Several factors are driving increased interest in ESG investing.

Millennial Investors and Women Have a Particular Interest in Sustainable Investing
A number of studies have shown that millennials (particularly affluent millennials) and women have a strong interest in sustainable investing.

  • 90% of affluent millennials—versus 76% of wealthy nonmillennials—said they were interested in realizing competitive returns from their investments while also promoting positive social and environmental outcomes, according to a 2015 survey conducted by TIAA.
  • 84% of ultra high net worth millennials expressed interest in SRI and impact investing, and 76% expressed interest in ESG investing, in a survey conducted in 2015 by OppenheimerFunds and Campden Research.
  • Women are twice as likely as men to consider investments that both deliver positive returns and make a positive impact, according to a 2014 survey conducted by Morgan Stanley.

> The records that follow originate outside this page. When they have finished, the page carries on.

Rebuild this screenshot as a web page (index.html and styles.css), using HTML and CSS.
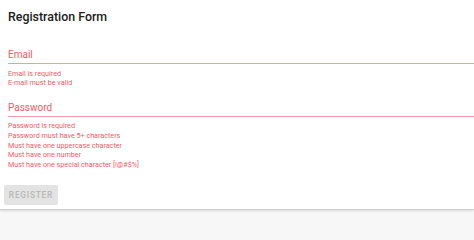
FILE: index.html
```html
<!DOCTYPE html>
<html lang="en">
<head>
<meta charset="utf-8">
<title>Registration Form</title>
<link rel="stylesheet" href="styles.css">
</head>
<body>
<div class="card">
  <div class="card-title">Registration Form</div>
  <form class="card-text">
    <div class="field">
      <label class="field-label">Email</label>
      <div class="messages">
        <div>Email is required</div>
        <div>E-mail must be valid</div>
      </div>
    </div>
    <div class="field field-password">
      <label class="field-label">Password</label>
      <div class="messages">
        <div>Password is required</div>
        <div>Password must have 5+ characters</div>
        <div>Must have one uppercase character</div>
        <div>Must have one number</div>
        <div>Must have one special character [!@#$%]</div>
      </div>
    </div>
  </form>
  <div class="card-actions">
    <button class="btn" type="button" disabled>Register</button>
  </div>
</div>
<div class="below"></div>
</body>
</html>
```

FILE: styles.css
```css
html, body {
  margin: 0;
  padding: 0;
}
body {
  background: #f7f7f7;
  font-family: Roboto, "Liberation Sans", sans-serif;
  width: 474px;
  height: 223px;
  overflow: hidden;
}
.card {
  background: #ffffff;
  border-bottom: 1px solid #cfcfcf;
  box-shadow: 0 1px 2px rgba(0, 0, 0, 0.12);
  padding-bottom: 4px;
}
.card-title {
  padding: 9px 8px 0;
  font-size: 12.4px;
  line-height: 16px;
  font-weight: 500;
  color: #212121;
}
.card-text {
  padding: 0 0 0 8px;
  margin: 0;
}
.field {
  margin-top: 24px;
}
.field-password {
  margin-top: 14px;
}
.field-label {
  display: block;
  font-size: 10px;
  line-height: 12px;
  color: #f25a66;
  padding-bottom: 2px;
  border-bottom: 1px solid #f49aa2;
}
.messages {
  margin-top: 4.5px;
  font-size: 7.2px;
  line-height: 9.65px;
  color: #f25a66;
}
.card-actions {
  padding: 15px 4px 0;
}
.btn {
  display: block;
  height: 20px;
  width: 54px;
  padding: 0;
  border: none;
  border-radius: 2px;
  background: #e3e3e3;
  color: #b9b9b9;
  font-family: Roboto, "Liberation Sans", sans-serif;
  font-size: 8.4px;
  font-weight: 500;
  letter-spacing: 0.75px;
  text-transform: uppercase;
}
```
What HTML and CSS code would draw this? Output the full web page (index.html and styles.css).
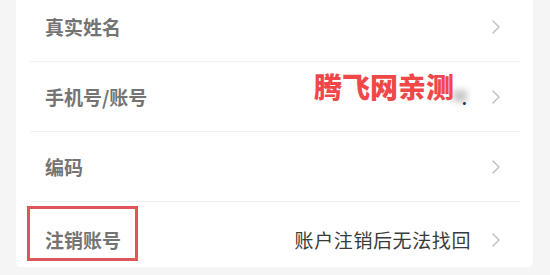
FILE: index.html
```html
<!DOCTYPE html>
<html lang="zh-CN">
<head>
<meta charset="utf-8">
<link rel="stylesheet" href="styles.css">
</head>
<body>
<div class="page">
  <div class="card">
    <div class="row">
      <span class="label">真实姓名</span>
      <span class="right">
        <svg class="chev" width="8" height="14" viewBox="0 0 8 14"><polyline points="1,1 7,7 1,13" fill="none" stroke="#c2c2c2" stroke-width="1.5" stroke-linecap="round" stroke-linejoin="round"/></svg>
      </span>
    </div>
    <div class="row row-phone">
      <span class="label">手机号/账号</span>
      <span class="right">
        <span class="masked"><span class="smudge"></span><span class="dot">.</span></span>
        <svg class="chev" width="8" height="14" viewBox="0 0 8 14"><polyline points="1,1 7,7 1,13" fill="none" stroke="#c2c2c2" stroke-width="1.5" stroke-linecap="round" stroke-linejoin="round"/></svg>
      </span>
      <span class="watermark">腾飞网亲测</span>
    </div>
    <div class="row">
      <span class="label">编码</span>
      <span class="right">
        <svg class="chev" width="8" height="14" viewBox="0 0 8 14"><polyline points="1,1 7,7 1,13" fill="none" stroke="#c2c2c2" stroke-width="1.5" stroke-linecap="round" stroke-linejoin="round"/></svg>
      </span>
    </div>
    <div class="row row-last">
      <span class="label">注销账号</span>
      <span class="right">
        <span class="value">账户注销后无法找回</span>
        <svg class="chev" width="8" height="14" viewBox="0 0 8 14"><polyline points="1,1 7,7 1,13" fill="none" stroke="#c2c2c2" stroke-width="1.5" stroke-linecap="round" stroke-linejoin="round"/></svg>
      </span>
      <span class="highlight"></span>
    </div>
  </div>
</div>
</body>
</html>
```

FILE: styles.css
```css
html, body {
  margin: 0;
  padding: 0;
  background: #f5f5f5;
  overflow: hidden;
}
body {
  font-family: "Noto Sans CJK SC", "Noto Sans", sans-serif;
}
.page {
  width: 550px;
  height: 275px;
  padding: 0 17px 0 16px;
  box-sizing: border-box;
}
.card {
  margin-top: -8px;
  background: #fff;
  border-radius: 0 0 10px 10px;
  padding: 0 13px 0 14px;
  height: 278px;
  box-sizing: border-box;
  display: flex;
  flex-direction: column;
}
.row {
  position: relative;
  height: 70px;
  box-sizing: border-box;
  border-bottom: 1px solid #f0f0f0;
  display: flex;
  align-items: center;
  justify-content: space-between;
  padding: 0 20px 0 15px;
}
.row-last {
  border-bottom: none;
  height: 68px;
  padding-top: 6px;
}
.label {
  font-size: 19px;
  font-weight: 700;
  color: #747474;
  line-height: 1;
}
.right {
  display: flex;
  align-items: center;
  gap: 21px;
}
.value {
  font-size: 19px;
  color: #3a3a3a;
  line-height: 1;
  letter-spacing: 0.6px;
}
.chev {
  display: block;
  margin-top: 1px;
}
.masked {
  position: relative;
  width: 16px;
  height: 14px;
  margin-right: 2px;
}
.smudge {
  position: absolute;
  left: 0;
  top: 0;
  width: 14px;
  height: 12px;
  background: #c8c8c8;
  filter: blur(3px);
}
.dot {
  position: absolute;
  right: 2px;
  bottom: -2px;
  font-size: 16px;
  font-weight: 700;
  color: #333;
  line-height: 1;
}
.watermark {
  position: absolute;
  left: 284px;
  top: 8px;
  font-size: 28px;
  font-weight: 900;
  color: #f04848;
  line-height: 1.2;
  letter-spacing: 0;
}
.highlight {
  position: absolute;
  left: -3px;
  top: 4px;
  width: 111px;
  height: 55px;
  box-sizing: border-box;
  border: 3px solid #e05558;
}
```
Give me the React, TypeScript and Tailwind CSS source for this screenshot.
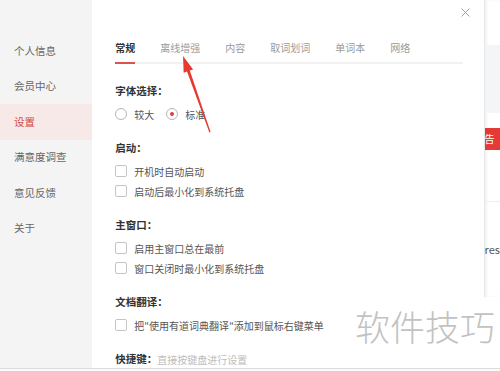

This level of interest is particularly important given that $30 trillion in wealth will be transferred from baby boomers to their heirs, including the 90 million millennials, over the next several decades,2 while women will control 66% of the consumer wealth in the United States in the next 10 years.3

ESG Investing Is Being Recognized by Government and Industry Organizations
In the past few years, government and industry organizations have also changed their views toward ESG investing in ways that will greatly contribute to the growing interest in this approach to investing.

  • The U.S. Department of Labor issued guidance about ESG considerations that opened the door for retirement plans to adopt ESG policies and strategies for their investment platforms,4 while other countries are requiring their pension plans to disclose whether ESG data are incorporated into their investment funds’ policies and procedures.5
  • In 2006, the United Nations launched its Principles for Responsible Investment (PRI) to work with investors, asset managers and policymakers to promote international awareness of fiduciary responsibility and sustainable investing. As of April 2016, the PRI base included 1,500 signatories representing $62 trillion in assets under management.6
  • In 2016, the well-known fund rating service, Morningstar, introduced its Sustainability RatingTM for mutual funds, to help investors gauge how well the companies in a fund’s portfolio are managing ESG factors.